Ce mistigri pour diplomates stagiaires est brusquement revenu au premier plan de l’actualité à l’été 2018, quand Aleksandar Vučić et Hashim Thaçi l’ont sorti de leur chapeau. L’idée y avait sûrement été glissée par des conseillers obéissant à des intérêts toujours inconnus, mais certainement pas à ceux du Kosovo ni de la Serbie. Alors que l’Union européenne tentait depuis des années de faire avancer un « dialogue » entre Belgrade et Pristina, certes poussif mais pas improductif, il fallait brusquement trouver au plus vite un « accord final » entre le Kosovo et la Serbie...

Tropisme néocolonial

Le Courrier des Balkans a regardé cette soudaine précipitation comme un « coup » politique que certains voulaient jouer, alors que nous avons toujours considéré que toute option d’échanges de territoires ou de redécoupage des frontières représentait le pire scénario possible pour les Balkans. En effet, tout échange de territoire, même négocié, entraîne toujours des déplacements de populations, avec le lot de souffrances que cela représente. De plus, si cette option était retenue au Kosovo, cela créerait un incontestable précédent, potentiellement explosif pour toute la région, notamment pour la Bosnie-Herzégovine et la Macédoine du Nord. Cette solution serait un flagrant désaveu pour toutes les politiques internationales, notamment européennes, suivies depuis 20 ans dans les Balkans, toujours axées, souvent non sans naïveté, sur la reconstruction de sociétés plurielles et ouvertes, sur la réinvention du vivre-ensemble.
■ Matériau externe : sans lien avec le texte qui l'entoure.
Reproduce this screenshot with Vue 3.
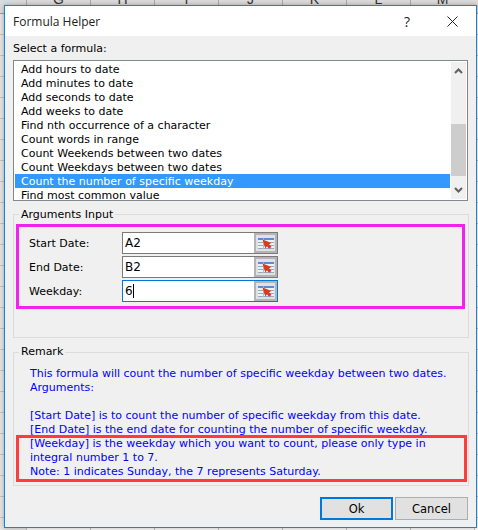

Enfin, cette pseudo-solution retiendrait un principe « ethnique » comme base des États, puisque des frontières « justes » seraient des frontières séparant les Albanais et les Serbes.

Et voici certains de nos « experts » de se coiffer de bon vieux casque colonial, de se transformer en explorateurs cherchant à délimiter les territoires respectifs des différentes tribus balkaniques, que l’Homme blanc, dans sa sagesse, doit séparer afin d’empêcher enfin toute nouvelle guerre à l’avenir...

Cette illusion néo-conservatrice d’un Occident démiurge, capable de fixer ce qui serait juste et bon pour le monde entier, repose sur un inconscient néo-colonial jamais dépassé. Elle n’est pas seulement critiquable d’un point de vue morale et politique, elle est surtout inepte. Jamais dans l’Histoire, nulle part dans le monde, les élucubrations cartographiques n’ont garanti la paix ni la justice. Celles-ci dépendent au contraire de dynamiques sociales qui se construisent dans l’échange et le partage, par-delà les frontières.